Getting Unstuck – Using the Lean StartUp Method to Move Forward


Ever been stuck?  Just can’t move? Don’t know what to do? Most of us have been stuck at one point or another. The question is how to get unstuck. And the answer is to move.  Yup. Just to move in any direction.  A few years ago I shared my own getting unstuck experience on the pages of this blog.  Today I’m going to share some thoughts from the entrepreneurship community, specifically from Eric Ries’ book  The Lean Startup.

The idea of a lean startup is that while planning is important, the only way you can learn is by starting with a simple, low cost version of your product or service, and getting feedback from customers.  So, once you get feedback, you can iterate or improve your product BEFORE you’ve spent a ton of dough on developing the “perfect” product that isn’t so perfect.

Because entrepreneurs work in an incredibly uncertain environment, they need to test their ideas in a systematic, scientific way.  In other words, the only way to figure out a way forward is to try something, learn from that trial, and make it better.  Once you get customer feedback (sometimes called Customer Discovery), you can take that learning to either iterate, making small changes to improve the product, price or other aspects of the business, OR, you can pivot, making significant shifts that change major aspects of your business idea, OR you can start with a new idea, and begin the testing process over again.

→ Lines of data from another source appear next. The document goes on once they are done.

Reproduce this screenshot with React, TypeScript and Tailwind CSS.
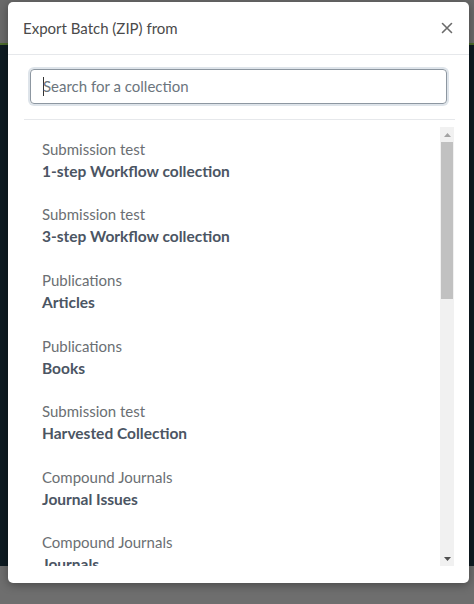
import React from 'react';

const collections = [
  { parent: 'Submission test', name: '1-step Workflow collection' },
  { parent: 'Submission test', name: '3-step Workflow collection' },
  { parent: 'Publications', name: 'Articles' },
  { parent: 'Publications', name: 'Books' },
  { parent: 'Submission test', name: 'Harvested Collection' },
  { parent: 'Compound Journals', name: 'Journal Issues' },
  { parent: 'Compound Journals', name: 'Journals' },
];

const App: React.FC = () => {
  return (
    <div className="relative w-[474px] h-[604px] overflow-hidden font-['Lato','Liberation_Sans',sans-serif]">
      {/* dimmed page behind the dialog */}
      <div className="flex flex-col h-full">
        <div className="h-[43px] bg-[#6a6a6a]" />
        <div className="h-[2px] bg-[#4d6b2c]" />
        <div className="flex-1 bg-[#0e1b22]" />
        <div className="h-[38px] bg-[#6e6e6e]" />
      </div>

      <div className="absolute left-[8px] top-[2px] w-[461px] h-[581px] bg-white rounded-[5px] shadow-[0_2px_10px_rgba(0,0,0,0.35)] flex flex-col">
        <div className="h-[53px] flex items-center justify-between pl-[15px] pr-[16px] border-b border-[#e6e8eb]">
          <h2 className="text-[15px] text-[#4a4a4a]">Export Batch (ZIP) from</h2>
          <button className="text-[#6b6b6b]">
            <svg width="12" height="12" viewBox="0 0 12 12" stroke="currentColor" strokeWidth="1.6" strokeLinecap="round">
              <path d="M1.5 1.5l9 9M10.5 1.5l-9 9" />
            </svg>
          </button>
        </div>

        <div className="flex-1 flex flex-col pl-[16px] pr-[14px] pt-[14px] pb-[17px] min-h-0">
          <div className="pl-[6px] pr-[8px]">
            <div className="h-[35px] rounded-[4px] border border-[#8d97a1] shadow-[0_0_0_2px_rgba(200,210,220,0.6)] flex items-center pl-[12px]">
              <span className="w-px h-[19px] bg-[#333] -mr-px" />
              <span className="text-[15px] text-[#6c757d]">Search for a collection</span>
            </div>
          </div>

          <div className="mt-[15px] border-t border-[#e6e8eb]" />

          <div className="mt-[7px] flex-1 flex min-h-0">
            <div className="flex-1 overflow-hidden">
              {collections.map((c) => (
                <div key={c.name} className="pl-[18px] py-[10.8px] text-[15px] leading-[22px]">
                  <div className="text-[#6b6f73]">{c.parent}</div>
                  <div className="font-bold text-[15.5px] text-[#4b5563]">{c.name}</div>
                </div>
              ))}
            </div>
            <div className="w-[14px] mr-[1px] bg-[#f1f1f1] flex flex-col">
              <div className="h-[15px] flex items-center justify-center">
                <svg width="7" height="4" viewBox="0 0 7 4"><path d="M0 4L3.5 0 7 4z" fill="#a3a3a3" /></svg>
              </div>
              <div className="h-[157px] mx-[1px] bg-[#c1c1c1]" />
              <div className="flex-1" />
              <div className="h-[15px] flex items-center justify-center">
                <svg width="7" height="4" viewBox="0 0 7 4"><path d="M0 0L3.5 4 7 0z" fill="#505050" /></svg>
              </div>
            </div>
          </div>
        </div>
      </div>
    </div>
  );
};

export default App;
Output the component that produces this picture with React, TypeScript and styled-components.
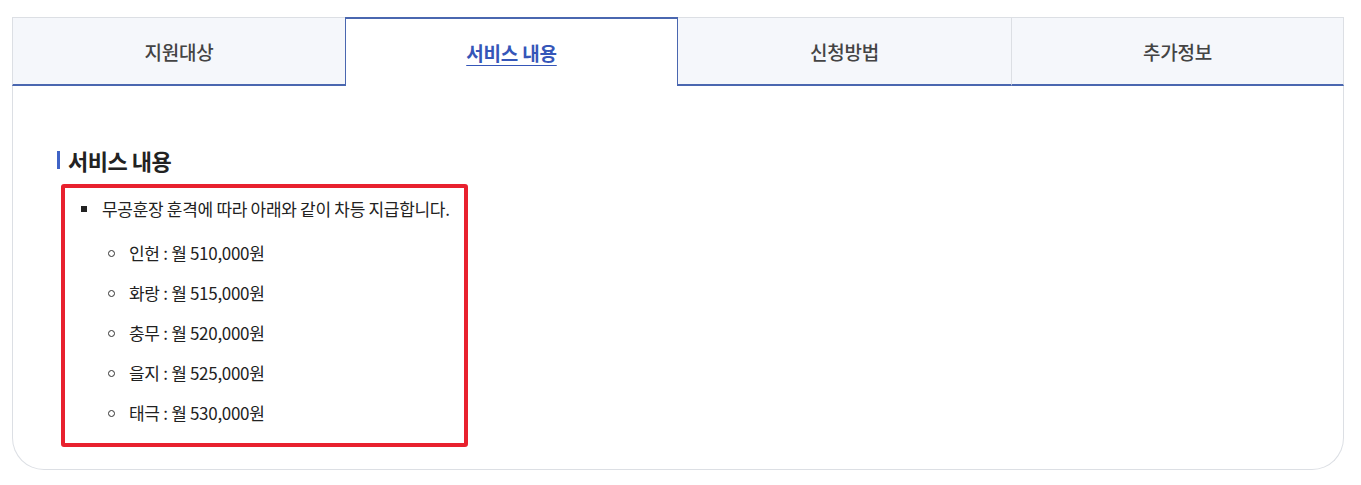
import React from "react";
import styled, { createGlobalStyle, css } from "styled-components";

const GlobalStyle = createGlobalStyle`
  html, body { margin: 0; padding: 0; background: #fff; }
  body { font-family: "Noto Sans CJK KR", "Noto Sans", sans-serif; color: #222; }
  * { box-sizing: border-box; }
`;

const Page = styled.div`
  padding: 17px 17px 15px 12px;
`;

const TabList = styled.div`
  display: grid;
  grid-template-columns: repeat(4, 1fr);
`;

const Tab = styled.button<{ $active?: boolean; $leftLine?: boolean; $rightLine?: boolean }>`
  height: 69px;
  margin: 0;
  padding: 0;
  font-family: inherit;
  font-size: 19px;
  font-weight: 500;
  letter-spacing: -0.2px;
  color: #444;
  background: #f5f7fb;
  border: 0;
  border-top: 1px solid #dcdfe4;
  border-bottom: 2px solid #4a67b0;
  border-left: ${(p) => (p.$leftLine ? "1px solid #dcdfe4" : "0")};
  border-right: ${(p) => (p.$rightLine ? "1px solid #dcdfe4" : "0")};
  cursor: pointer;
  ${(p) =>
    p.$active &&
    css`
      background: #fff;
      color: #3556b8;
      font-weight: 700;
      text-decoration: underline;
      text-underline-offset: 4px;
      border: 1px solid #4a67b0;
      border-top: 2px solid #4a67b0;
      border-bottom: 0;
    `}
`;

const Panel = styled.div`
  height: 384px;
  border: 1px solid #dcdfe4;
  border-top: 0;
  border-radius: 0 0 32px 32px;
  padding: 62px 0 0 44px;
`;

const Heading = styled.h3`
  margin: 0;
  display: flex;
  align-items: center;
  gap: 8px;
  font-size: 22px;
  line-height: 24px;
  font-weight: 700;
  color: #222;
  letter-spacing: -0.5px;
`;

const HeadingBar = styled.span`
  flex: none;
  width: 3px;
  height: 18px;
  background: #3f63c6;
`;

const Highlight = styled.div`
  width: 407px;
  margin: 12px 0 0 4px;
  border: 4px solid #e8212e;
  border-radius: 3px;
  padding: 9px 12px 18px 16px;
`;

const MainList = styled.ul`
  list-style: none;
  margin: 0;
  padding: 0;
`;

const MainItem = styled.li`
  display: grid;
  grid-template-columns: 21px 1fr;
  align-items: start;
  font-size: 17px;
  line-height: 24px;
  letter-spacing: -0.3px;
  color: #222;
`;

const Square = styled.span`
  width: 6px;
  height: 6px;
  margin-top: 9px;
  background: #222;
`;

const SubList = styled.ul`
  list-style: none;
  margin: 20px 0 0 6px;
  padding: 0;
  display: flex;
  flex-direction: column;
  gap: 16px;
`;

const SubItem = styled.li`
  display: flex;
  align-items: center;
  gap: 14px;
  font-size: 17px;
  line-height: 24px;
  letter-spacing: -0.3px;
  color: #222;
`;

const Circle = styled.span`
  width: 7px;
  height: 7px;
  border: 1px solid #333;
  border-radius: 50%;
  flex: none;
`;

const tabs = ["지원대상", "서비스 내용", "신청방법", "추가정보"];
const amounts = [
  ["인헌", "510,000"],
  ["화랑", "515,000"],
  ["충무", "520,000"],
  ["을지", "525,000"],
  ["태극", "530,000"],
];

export default function App() {
  const active = 1;
  return (
    <Page>
      <GlobalStyle />
      <TabList>
        {tabs.map((t, i) => (
          <Tab
            key={t}
            $active={i === active}
            $leftLine={i === 0 || i === 3}
            $rightLine={i === 3}
          >
            {t}
          </Tab>
        ))}
      </TabList>
      <Panel>
        <Heading>
          <HeadingBar />
          서비스 내용
        </Heading>
        <Highlight>
          <MainList>
            <MainItem>
              <Square />
              <div>
                무공훈장 훈격에 따라 아래와 같이 차등 지급합니다.
                <SubList>
                  {amounts.map(([n, a]) => (
                    <SubItem key={n}>
                      <Circle />
                      {n} : 월 {a}원
                    </SubItem>
                  ))}
                </SubList>
              </div>
            </MainItem>
          </MainList>
        </Highlight>
      </Panel>
    </Page>
  );
}
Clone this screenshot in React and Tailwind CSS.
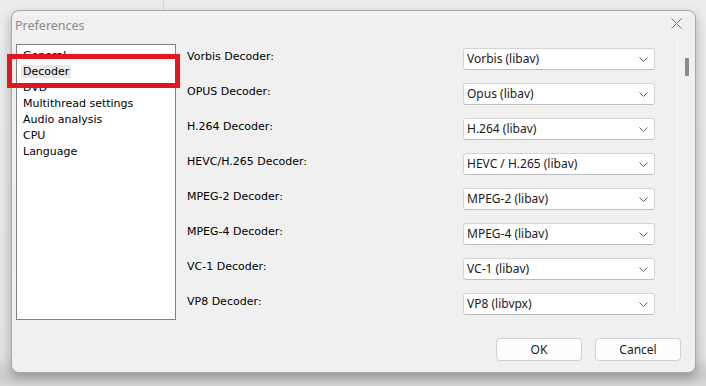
import React from 'react';

const SECTIONS = ['General', 'Decoder', 'DVD', 'Multithread settings', 'Audio analysis', 'CPU', 'Language'];

// Label on the left, currently chosen decoder in the dropdown on the right.
const DECODERS = [
  { label: 'Vorbis Decoder:', value: 'Vorbis (libav)' },
  { label: 'OPUS Decoder:', value: 'Opus (libav)' },
  { label: 'H.264 Decoder:', value: 'H.264 (libav)' },
  { label: 'HEVC/H.265 Decoder:', value: 'HEVC / H.265 (libav)' },
  { label: 'MPEG-2 Decoder:', value: 'MPEG-2 (libav)' },
  { label: 'MPEG-4 Decoder:', value: 'MPEG-4 (libav)' },
  { label: 'VC-1 Decoder:', value: 'VC-1 (libav)' },
  { label: 'VP8 Decoder:', value: 'VP8 (libvpx)' },
];

const UI_FONT = "font-['Noto_Sans',_'Open_Sans',_sans-serif]";
const TAHOMA = "font-['DejaVu_Sans',_sans-serif]";

const Chevron = () => (
  <svg width="9" height="5" viewBox="0 0 9 5" className="shrink-0">
    <polyline points="0.5,0.5 4.5,4.5 8.5,0.5" fill="none" stroke="#606060" strokeWidth="1" />
  </svg>
);

const DecoderSelect = ({ value }) => (
  <div className={`w-[192px] h-[22px] flex items-center justify-between bg-white border border-[#d4d4d4] border-b-[#bdbdbd] rounded-[3px] pl-[3px] pr-[6px] text-[12px] text-[#1a1a1a] ${UI_FONT}`}>
    <span>{value}</span>
    <Chevron />
  </div>
);

const Button = ({ children }) => (
  <div className={`w-[86px] h-[23px] flex items-center justify-center bg-[#fdfdfd] border border-[#d0d0d0] rounded-[4px] text-[12px] text-[#1a1a1a] ${UI_FONT}`}>
    {children}
  </div>
);

export default function App() {
  return (
    <div className="relative w-[706px] h-[386px] overflow-hidden bg-[linear-gradient(to_bottom,#ececec_0%,#e4e4e4_92%,#cbcbcb_97%,#d6d6d6_100%)] pt-[10px] pl-[11px]">
      {/* window behind the dialog */}
      <div className="absolute left-[163px] top-0 w-px h-[11px] bg-[#d6d6d6]" />

      <div className="relative w-[685px] h-[363px] flex flex-col bg-[#f0f0f0] border border-[#a8a8a8] rounded-[8px] shadow-[0_5px_12px_rgba(0,0,0,0.28)]">
        {/* Title bar */}
        <div className="h-[29px] flex items-center justify-between pl-[3px] pr-[13px]">
          <span className={`mt-[2px] text-[12.5px] text-[#8a8a8a] ${UI_FONT}`}>Preferences</span>
          <svg width="11" height="11" viewBox="0 0 11 11" className="mb-[5px]">
            <path d="M0.5 0.5L10.5 10.5M10.5 0.5L0.5 10.5" stroke="#747474" strokeWidth="1" />
          </svg>
        </div>

        {/* Body */}
        <div className="flex h-[280px]">
          {/* Section list */}
          <div className={`mt-[4px] ml-[4px] w-[160px] h-[276px] bg-white border border-[#828282] pl-[4px] pt-[3px] text-[11px] leading-[16px] text-black ${TAHOMA}`}>
            {SECTIONS.map((s) => (
              <div key={s}>
                <span className={`px-[2px] ${s === 'Decoder' ? 'bg-[#e9e9e9]' : ''}`}>{s}</span>
              </div>
            ))}
          </div>

          {/* Decoder settings */}
          <div className="flex-1 flex flex-col gap-[13px] pt-[8px] pl-[11px] pr-[22px]">
            {DECODERS.map((d) => (
              <div key={d.label} className="flex items-center justify-between">
                <span className={`mb-[4px] text-[11px] text-black ${TAHOMA}`}>{d.label}</span>
                <DecoderSelect value={d.value} />
              </div>
            ))}
          </div>

          {/* Scrollbar */}
          <div className="w-[18px] h-[275px] border-l border-[#fafafa] pl-[7px] pt-[18px]">
            <div className="w-[4px] h-[18px] bg-[#8a8a8a] rounded-[1px]" />
          </div>
        </div>

        {/* Buttons */}
        <div className="flex justify-end gap-[13px] pr-[14px] mt-[18px]">
          <Button>OK</Button>
          <Button>Cancel</Button>
        </div>
      </div>

      {/* Annotation highlight */}
      <div className="absolute left-[7px] top-[54px] w-[173px] h-[34px] border-[5px] border-[#e2161f]" />
    </div>
  );
}
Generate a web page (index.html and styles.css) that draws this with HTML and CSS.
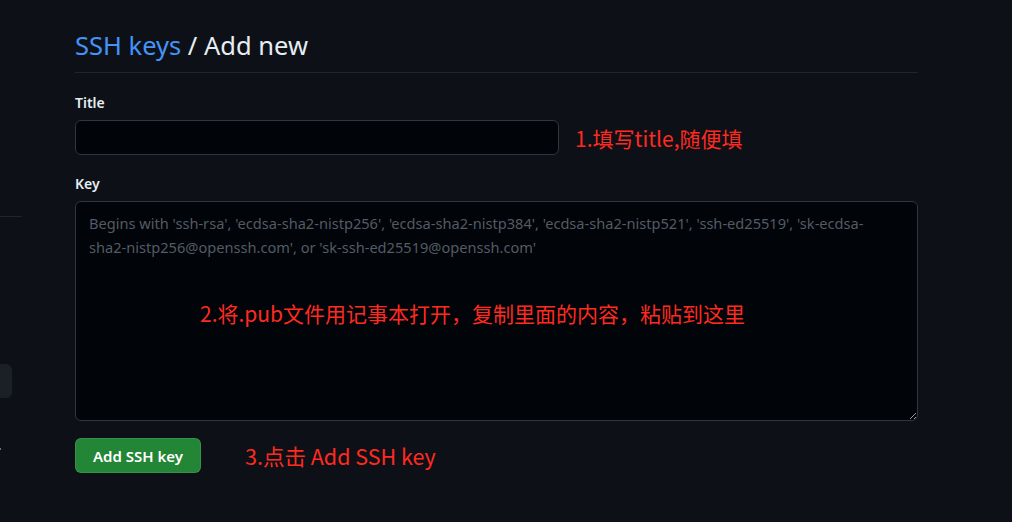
FILE: index.html
```html
<!DOCTYPE html>
<html>

<head>
    <meta charset="utf-8">
    <title>SSH keys / Add new</title>
    <link rel="stylesheet" href="styles.css">
</head>

<body>
    <div class="page">
        <!-- 왼쪽 사이드바 (잘린 부분) -->
        <aside class="side">
            <div class="side-line first"></div>
            <div class="side-box"></div>
            <div class="side-dot"></div>
            <div class="side-line"></div>
        </aside>

        <main class="main">
            <h1 class="head">
                <a href="#" class="crumb">SSH keys</a> / Add new
            </h1>

            <form class="form">
                <label class="label" for="title">Title</label>
                <div class="row">
                    <input type="text" id="title" class="input">
                    <span class="note">1.填写title,随便填</span>
                </div>

                <label class="label label-key" for="key">Key</label>
                <div class="area-wrap">
                    <textarea id="key" class="area" placeholder="Begins with 'ssh-rsa', 'ecdsa-sha2-nistp256', 'ecdsa-sha2-nistp384', 'ecdsa-sha2-nistp521', 'ssh-ed25519', 'sk-ecdsa-sha2-nistp256@openssh.com', or 'sk-ssh-ed25519@openssh.com'"></textarea>
                    <span class="note note-over">2.将.pub文件用记事本打开，复制里面的内容，粘贴到这里</span>
                </div>

                <div class="row">
                    <button type="button" class="btn">Add SSH key</button>
                    <span class="note note-btn">3.点击 Add SSH key</span>
                </div>
            </form>
        </main>
    </div>
</body>

</html>
```

FILE: styles.css
```css
body {
    margin: 0;
    background-color: #0d1117;
    color: #e6edf3;
    font-family: "Noto Sans", "Open Sans", sans-serif;
}

.page {
    display: flex;
    gap: 53px;
    height: 522px;
    overflow: hidden;
}

/* 사이드바 */
.side {
    width: 22px;
    flex-shrink: 0;
}
.side-line {
    height: 1px;
    background-color: #21262d;
    margin-top: 78px;
}
.side-line.first {
    margin-top: 216px;
}
.side-box {
    width: 12px;
    height: 34px;
    margin-top: 147px;
    background-color: #1b2027;
    border-radius: 0 6px 6px 0;
}
.side-dot {
    width: 1px;
    height: 2px;
    margin-top: 50px;
    background-color: #6e7681;
}

/* 본문 */
.main {
    width: 843px;
}

.head {
    margin: 25px 0 0;
    padding-bottom: 7px;
    font-size: 25.5px;
    font-weight: normal;
    line-height: 40px;
    border-bottom: 1px solid #21262d;
}
.crumb {
    color: #4493f8;
    text-decoration: none;
}

.form {
    display: flex;
    flex-direction: column;
}

.label {
    margin-top: 19px;
    font-size: 14px;
    font-weight: 600;
    line-height: 22px;
    margin-bottom: 6px;
}
.label-key {
    margin-top: 18px;
}

.row {
    display: flex;
    align-items: center;
}

.input {
    box-sizing: border-box;
    width: 484px;
    height: 35px;
    background-color: #010409;
    border: 1px solid #30363d;
    border-radius: 6px;
    color: #e6edf3;
}

.note {
    color: #ff2a1f;
    font-family: "Noto Sans CJK SC", sans-serif;
    font-size: 21px;
    margin-left: 16px;
}

.area-wrap {
    position: relative;
}
.area {
    display: block;
    box-sizing: border-box;
    width: 843px;
    height: 220px;
    padding: 9px 20px 9px 13px;
    background-color: #010409;
    border: 1px solid #30363d;
    border-radius: 6px;
    color: #e6edf3;
    font-family: "Noto Sans", "Open Sans", sans-serif;
    font-size: 14.6px;
    line-height: 24px;
    resize: vertical;
}
.area::placeholder {
    color: #535b64;
}
/* 안내문구는 입력칸 위에 겹쳐 놓음 */
.note-over {
    position: absolute;
    left: 125px;
    top: 97px;
    margin: 0;
}

.btn {
    margin-top: 17px;
    height: 35px;
    padding: 0 17px;
    background-color: #238636;
    border: 1px solid rgba(240, 246, 252, .1);
    border-radius: 6px;
    color: #fff;
    font-family: "Noto Sans", "Open Sans", sans-serif;
    font-size: 15px;
    font-weight: 600;
}
.note-btn {
    margin-top: 17px;
    margin-left: 44px;
    font-size: 21.5px;
}
```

So what does this mean for “getting unstuck” in situations that aren’t entrepreneurial?  When we don’t know that answer to a perplexing problem, sometimes action will help us determine the next step. All too often I see people in stuck in a career crisis, not sure what to do next.  They want to take a course, or get career counseling, or do anything except take action. Only action will get us to a place where we can evaluate our choices, to a place where we know whether a choice will work or not.  The same thing happens within organizations trying to implement change.  While I’m not against planning, sometimes planning becomes a convenient way to avoid the scary unknown. At some point, the organization just has to move forward by taking a risk and adjusting as they go.

Often getting unstuck is about doing something, anything, that will help you learn and iterate. It is about validating your choices, by testing them in real world situations. This is the ONLY way you will really know if they will work. So if you are stuck trying to figure out your next career step, trying to implement change in an organization, or trying to launch a new product or service, to quote Nike, “Just Do It”.  You might fail, but you might not, and either way, you are closer to something that might work.